Пройдя весь круг, я оделся, схватил свои вещи и, поскольку еще не всех обыскали, залез на верхние нары. И там, отвернувшись от конвоиров и закрыв лицо руками, стал беззвучно смеяться: победа! Все дорогое, что я спрятал — научные записи, письма — все осталось при мне. Все уцелело, слышите, гражданин начальник конвоя? Хорошо искали ваши служаки, но я еще лучше спрятал. Тюремная школа принесла ощутимую пользу. Кажется, впервые в неволе я смеялся так радостно, так упоенно. Ночью нас привели на станцию.
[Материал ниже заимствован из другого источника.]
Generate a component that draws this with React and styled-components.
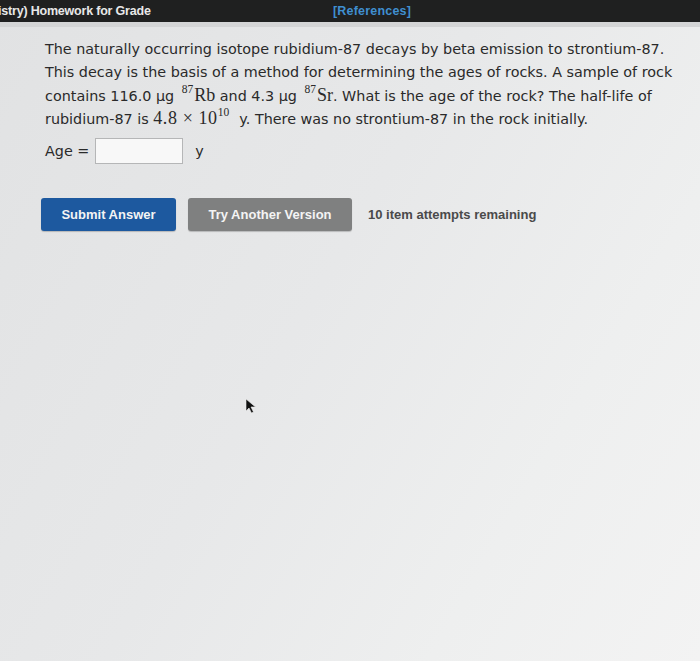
import React from 'react';
import styled, { createGlobalStyle } from 'styled-components';

const GlobalStyle = createGlobalStyle`
  html, body {
    margin: 0;
    padding: 0;
  }
  body {
    background: #e6e7e8;
    font-family: "DejaVu Sans", Verdana, sans-serif;
  }
`;

const Page = styled.div`
  position: relative;
  width: 700px;
  height: 661px;
  overflow: hidden;
  background: linear-gradient(120deg, #e1e2e3 0%, #e7e8e9 45%, #eeefef 75%, #f3f3f3 100%);
`;

const TopBar = styled.div`
  height: 22px;
  background: #1f2020;
  display: flex;
  align-items: center;
  font-family: "Liberation Sans", Arial, sans-serif;
  font-weight: bold;
  font-size: 12.5px;
  border-bottom: 5px solid #d4d5d6;
`;

const Title = styled.div`
  color: #e8e8e8;
  width: 335px;
  margin-left: -2px;
  letter-spacing: -0.2px;
  white-space: nowrap;
`;

const RefLink = styled.div`
  color: #3f8fd0;
  font-size: 12.5px;
  letter-spacing: 0.2px;
`;

const Content = styled.div`
  padding: 11px 0 0 45px;
`;

const Question = styled.p`
  margin: 0;
  width: 640px;
  font-size: 14.35px;
  line-height: 23.3px;
  color: #2a2a2a;
`;

const Serif = styled.span`
  font-family: "Liberation Serif", "Times New Roman", serif;
  font-size: 18px;
  line-height: 0;
  letter-spacing: ${p => p.$ls || 0}px;
`;

const Sup = styled.span`
  font-family: "Liberation Serif", "Times New Roman", serif;
  font-size: 11.5px;
  line-height: 0;
  vertical-align: 8px;
  margin-left: ${p => p.$gap || 0}px;
  margin-right: 1px;
`;

const AnswerRow = styled.div`
  display: flex;
  align-items: center;
  margin-top: 7px;
  font-size: 14.35px;
  color: #2a2a2a;
`;

const Label = styled.span`
  margin-right: 6px;
`;

const Input = styled.div`
  width: 86px;
  height: 24px;
  border: 1px solid #b5b6b7;
  background: #f8f8f8;
  margin-right: 12px;
`;

const Actions = styled.div`
  display: flex;
  align-items: center;
  margin: 34px 0 0 -4px;
  gap: 12px;
`;

const Button = styled.div`
  height: 33px;
  display: flex;
  align-items: center;
  justify-content: center;
  width: ${p => p.$w}px;
  border-radius: 3px;
  background: ${p => p.$bg};
  color: #f4f4f4;
  font-family: "Liberation Sans", Arial, sans-serif;
  font-weight: bold;
  font-size: 13px;
  box-shadow: 0 1px 1px rgba(0, 0, 0, 0.2);
`;

const Remaining = styled.span`
  margin-left: 4px;
  font-family: "Liberation Sans", Arial, sans-serif;
  font-weight: bold;
  font-size: 13px;
  color: #4a4a4a;
`;

const Cursor = styled.svg`
  position: absolute;
  left: 245px;
  top: 398px;
`;

export default function App() {
  return (
    <Page>
      <GlobalStyle />
      <TopBar>
        <Title>istry) Homework for Grade</Title>
        <RefLink>[References]</RefLink>
      </TopBar>
      <Content>
        <Question>
          The naturally occurring isotope rubidium-87 decays by beta emission to strontium-87.
          This decay is the basis of a method for determining the ages of rocks. A sample of rock
          contains 116.0 μg <Sup $gap={3}>87</Sup><Serif>Rb</Serif> and 4.3 μg <Sup $gap={3}>87</Sup><Serif>Sr</Serif>. What is the age of the rock? The half-life of
          rubidium-87 is <Serif $ls={0.6}>4.8 × 10</Serif><Sup>10</Sup>&nbsp; y. There was no strontium-87 in the rock initially.
        </Question>
        <AnswerRow>
          <Label>Age =</Label>
          <Input />
          <span>y</span>
        </AnswerRow>
        <Actions>
          <Button $w={135} $bg="#1d599f">Submit Answer</Button>
          <Button $w={164} $bg="#7f8080">Try Another Version</Button>
          <Remaining>10 item attempts remaining</Remaining>
        </Actions>
      </Content>
      <Cursor width="12" height="16" viewBox="0 0 12 16">
        <path d="M1 1 L1 13 L4 10 L6.5 15 L8.5 14 L6 9 L10.5 9 Z" fill="#111" stroke="#eee" strokeWidth="0.6" />
      </Cursor>
    </Page>
  );
}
По алфавиту фамилий разместили в товарных вагонах, с грохотом задвинули двери, заперли на замки.

Длинный состав медленно тронулся. Куда нас везут? Вероятней всего — нашли какой-то обходной, не по рекам, путь в пагубную Воркуту. Ведь Котлас — на пути к ней и, оказавшись на его «пересылке», мы уже проделали значительную часть назначенного нам путешествия.